Pereira faz parte do DeTeCt, um projeto colaborativo amador/profissional na busca por impactos e outras mudanças nos planetas gasosos, idealizado pelo astrônomo francês Marc Delcroix — que também analisou o vídeo e confirmou a descoberta. Dados estatísticos do grupo apontam que, anualmente, acontecem 11 impactos em Júpiter e 22 em Saturno.

Mas qual era o tamanho do asteroide?

"Baseado em um impacto semelhante ocorrido em 2019, que gerou um flash de luz um pouco menor do que este, a estimativa é de que o bólido tenha entre 12 e 16 metros de diâmetro, e uma massa de aproximadamente 450 toneladas", diz Pereira.

Com essas dimensões, relativamente pequenas em termos astronômicos, a rocha não deixou nenhuma "cicatriz" escura na atmosfera do planeta, carregada de nuvens turbulentas e coloridas, pois não deve ter chegado a suas camadas mais profundas.

Após a divulgação de Pereira, astrônomos do mundo inteiro procuraram pelo impacto em suas gravações. O momento também foi capturado por um francês e um alemão.

Júpiter é o maior planeta do Sistema Solar, com um diâmetro de quase 140.000 km. Para efeitos comparativos, a Terra tem pouco mais de 12.700 km. Com esses números em mente, dá para entender o quão enorme foi o flash observado por Pereira.

"Júpiter é um gigantesco 'aspirador de pó' do Sistema Solar. Objetos que poderiam atingir outros planetas interiores, como a Terra, são 'sugados' por ele", explica Julio Lobo, astrônomo do Observatório de Campinas (SP).

O primeiro e maior impacto que já registramos por lá aconteceu em 1994, quando o enorme cometa Shoemaker-Levy 9, fragmentado em diversos pedaços quilométricos, bombardeou o planeta ao longo de seis dias. Foi tão intenso que deixou marcas escuras na atmosfera, que levaram meses para desaparecer por completo, apagadas pelo vento.

A observação deste processo, principalmente por meio das imagens do Telescópio Espacial Hubble, trouxe dados inéditos e muitas descobertas. Os estudos também confirmaram uma teoria importante: os planetas gigantes gasosos foram fundamentais na formação planetária.

"Júpiter e Saturno tiveram um papel essencial na formação dos planetas rochosos — Mercúrio, Vênus, Terra e Marte. Atraindo detritos, foram limpando a região orbital em que eles se posicionaram, permitindo que o Sistema Solar chegasse à configuração atual", explica Marcelo De Cicco, astrônomo do projeto Exoss.

Entender a dinâmica do Sistema Solar e o comportamento de todos seus corpos celestes é fundamental para decifrarmos a origem do nosso planeta, da vida, e o futuro da Terra. Estes eventos sempre soam o alerta da defesa planetária — no caso do cometa Shoemaker-Levy 9, se tivesse nos atingido, seria provavelmente um evento devastador como o que extinguiu os dinossauros.

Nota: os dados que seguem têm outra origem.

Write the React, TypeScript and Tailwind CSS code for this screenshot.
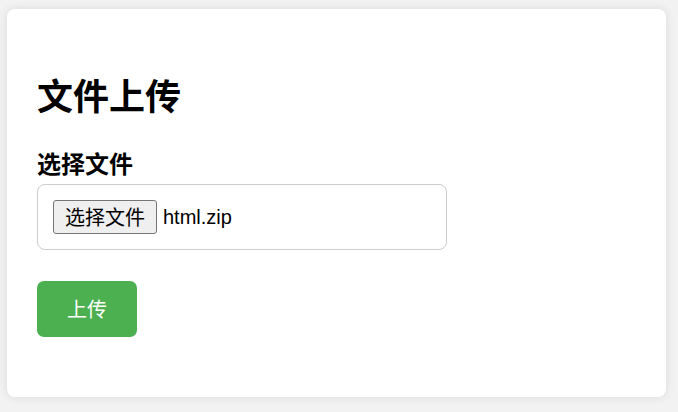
export default function App() {
  return (
    <div
      className="min-h-screen w-full bg-[#f2f2f2] pl-[7px] pt-[9px]"
      style={{ fontFamily: '"Liberation Sans", Arial, "Noto Sans CJK SC", sans-serif' }}
    >
      <div className="flex h-[388px] w-[659px] flex-col items-start rounded-[8px] bg-white px-[30px] pt-[63px] shadow-[0_0_10px_rgba(0,0,0,0.1)]">
        <h1 className="text-[36px] font-bold leading-[44px] text-black [font-family:'Noto_Sans_CJK_SC',sans-serif]">
          文件上传
        </h1>
        <label className="mt-[31px] block text-[24px] font-bold leading-[32px] text-black [font-family:'Noto_Sans_CJK_SC',sans-serif]">
          选择文件
        </label>
        <div className="mt-[5px] flex h-[66px] w-[410px] items-center rounded-[8px] border border-[#cccccc] pl-[15px]">
          <span className="flex h-[34px] w-[104px] items-center justify-center rounded-[3px] border border-[#767676] bg-[#efefef] text-[20px] leading-none text-black [font-family:'Noto_Sans_CJK_SC',sans-serif]">
            选择文件
          </span>
          <span className="ml-[6px] text-[20px] leading-none text-black">html.zip</span>
        </div>
        <button className="mt-[31px] flex h-[56px] w-[100px] items-center justify-center rounded-[7px] bg-[#4caf50] text-[20px] leading-none text-white [font-family:'Noto_Sans_CJK_SC',sans-serif]">
          上传
        </button>
      </div>
    </div>
  );
}
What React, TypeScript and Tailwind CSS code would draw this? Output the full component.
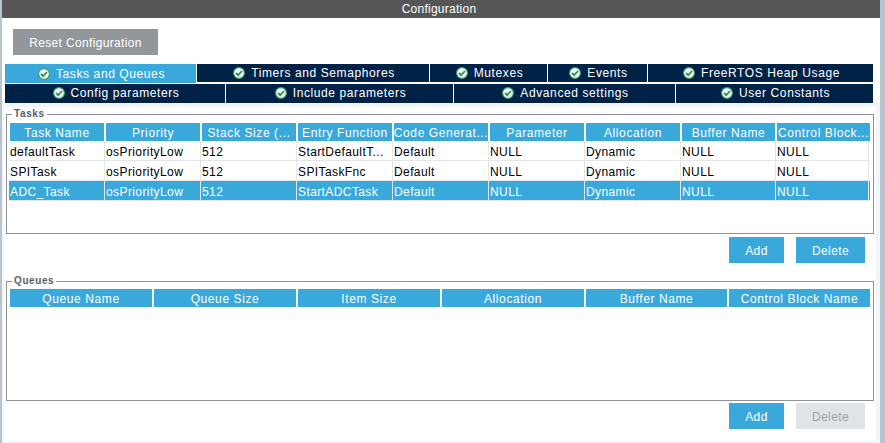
const font = "font-['Liberation_Sans',Arial,sans-serif]";

function Check() {
  return (
    <svg width="12" height="12" viewBox="0 0 12 12" className="shrink-0">
      <circle cx="6" cy="6" r="5.4" fill="#f1f8f4" stroke="#3f9f6c" strokeWidth="1.2" />
      <path d="M3.1 6 L5.2 8.1 L9 4" fill="none" stroke="#2f8f5c" strokeWidth="1.8" />
    </svg>
  );
}

function Tab({ label, w, active, low }: { label: string; w: string; active?: boolean; low?: boolean }) {
  return (
    <div className={`${w} shrink-0 flex items-center justify-center gap-[6px] pl-[2px] text-[12px] tracking-[0.6px] text-white ${low ? "pb-[2px]" : ""} ${active ? "bg-[#39a9dc] -mb-px" : "bg-[#002247]"}`}>
      <Check />
      <span>{label}</span>
    </div>
  );
}

function Btn({ label, w, off }: { label: string; w: string; off?: boolean }) {
  return (
    <div className={`${w} h-[26px] pt-px flex items-center justify-center text-[12px] tracking-[0.4px] ${off ? "bg-[#e1e4e7] text-[#9ca3a8]" : "bg-[#39a9dc] text-white"}`}>
      {label}
    </div>
  );
}

const taskCols = ["Task Name", "Priority", "Stack Size (...", "Entry Function", "Code Generat...", "Parameter", "Allocation", "Buffer Name", "Control Block..."];
const rows = [
  ["defaultTask", "osPriorityLow", "512", "StartDefaultT...", "Default", "NULL", "Dynamic", "NULL", "NULL"],
  ["SPITask", "osPriorityLow", "512", "SPITaskFnc", "Default", "NULL", "Dynamic", "NULL", "NULL"],
  ["ADC_Task", "osPriorityLow", "512", "StartADCTask", "Default", "NULL", "Dynamic", "NULL", "NULL"],
];
const queueCols = ["Queue Name", "Queue Size", "Item Size", "Allocation", "Buffer Name", "Control Block Name"];
const queueW = ["w-[142px] mr-[2px]", "w-[142px] mr-[2px]", "w-[142px] mr-[2px]", "w-[142px] mr-[2px]", "w-[141px] mr-[2px]", "w-[141px]"];
const taskHeadW = ["w-[94px] mr-[2px]", "w-[94px] mr-[2px]", "w-[94px] mr-[2px]", "w-[94px] mr-[2px]", "w-[94px] mr-[2px]", "w-[94px] mr-[2px]", "w-[94px] mr-[2px]", "w-[93px] mr-[2px]", "w-[93px]"];

function Head({ label, w }: { label: string; w: string }) {
  return (
    <div className={`${w} shrink-0 h-[18px] pt-px flex items-center justify-center bg-[#39a9dc] text-white text-[12px] tracking-[0.6px] whitespace-nowrap overflow-hidden`}>
      {label}
    </div>
  );
}

function Legend({ label }: { label: string }) {
  return (
    <legend className="ml-[2px] px-[2px] text-[10px] leading-[10px] font-bold tracking-[0.6px] text-[#5b6066]">{label}</legend>
  );
}

export default function App() {
  return (
    <div className={`${font} w-[885px] h-[443px] overflow-hidden bg-[#b9c5cc] pl-[2px] pr-[5px] flex flex-col`}>
      <div className="h-[18px] shrink-0 bg-[#555655] text-white text-[12px] tracking-[0.25px] pr-[4px] flex items-center justify-center">Configuration</div>
      <div className="flex-1 bg-[#f3f5f7] flex flex-col">
        <div className="h-[85px] shrink-0 bg-white pl-[11px] pt-[11px]">
          <div className="w-[145px] h-[26px] pt-px bg-[#92979c] text-white text-[12px] tracking-[0.35px] flex items-center justify-center">Reset Configuration</div>
        </div>
        <div className="h-[39px] shrink-0 bg-white -mt-[39px] ml-[3px] w-[868px] flex flex-col gap-[2px]">
          <div className="h-[18px] flex gap-px">
            <Tab label="Tasks and Queues" w="w-[191px]" active />
            <Tab label="Timers and Semaphores" w="w-[232px]" />
            <Tab label="Mutexes" w="w-[117px]" />
            <Tab label="Events" w="w-[99px]" />
            <Tab label="FreeRTOS Heap Usage" w="w-[225px]" />
          </div>
          <div className="h-[19px] flex gap-px">
            <Tab label="Config parameters" w="w-[220px]" low />
            <Tab label="Include parameters" w="w-[227px]" low />
            <Tab label="Advanced settings" w="w-[221px]" low />
            <Tab label="User Constants" w="w-[197px]" low />
          </div>
        </div>
        <div className="mt-[4px] ml-[2px] w-[872px] h-[334px] bg-white px-[2px] pt-[2px] flex flex-col">
          <fieldset className="h-[125px] shrink-0 border border-[#8e9397] px-[3px] min-w-0 pt-0">
            <Legend label="Tasks" />
            <div className="flex mt-[4px]">
              {taskCols.map((c, i) => <Head key={c} label={c} w={taskHeadW[i]} />)}
            </div>
            {rows.map((r, ri) => (
              <div key={r[0]} className={`flex h-[20px] -ml-px w-[861px] border-b border-[#e3e5e8] ${ri === 2 ? "bg-[#39a9dc] text-white" : "text-black"}`}>
                {r.map((c, i) => (
                  <div key={i} className={`${i === 8 ? "w-[93px]" : i === 7 ? "w-[95px]" : "w-[96px]"} shrink-0 border-r border-[#e3e5e8] pl-px pt-[2px] text-[12px] tracking-[0.4px] flex items-center whitespace-nowrap overflow-hidden`}>{c}</div>
                ))}
              </div>
            ))}
          </fieldset>
          <div className="flex justify-end gap-[12px] pr-[9px] mt-[3px] shrink-0">
            <Btn label="Add" w="w-[55px]" />
            <Btn label="Delete" w="w-[69px]" />
          </div>
          <fieldset className="h-[125px] mt-[13px] shrink-0 border border-[#8e9397] px-[3px] min-w-0 pt-0">
            <Legend label="Queues" />
            <div className="flex mt-[3px]">
              {queueCols.map((c, i) => <Head key={c} label={c} w={queueW[i]} />)}
            </div>
          </fieldset>
          <div className="flex justify-end gap-[12px] pr-[9px] mt-[2px] shrink-0">
            <Btn label="Add" w="w-[55px]" />
            <Btn label="Delete" w="w-[69px]" off />
          </div>
        </div>
      </div>
    </div>
  );
}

A tecnologia tem nos permitido observações cada vez melhores e mais frequentes. Assim, podemos também prever possíveis impactos futuros. Com a popularização e barateamento de câmeras e equipamentos, mais pessoas estão fazendo registros, seja de pequenos meteoros que caem aqui ou de grandes cometas e asteroides ao longe. Quase nada nos céus nos passa despercebido.

"A persistência, constância e disciplina do José Luis foram fundamentais. Mesmo com condições climáticas que não estavam satisfatórias, cumpriu o que foi planejado para aquela noite. Ele está de parabéns por ter feito esse registro inédito no Brasil", comenta Lobo.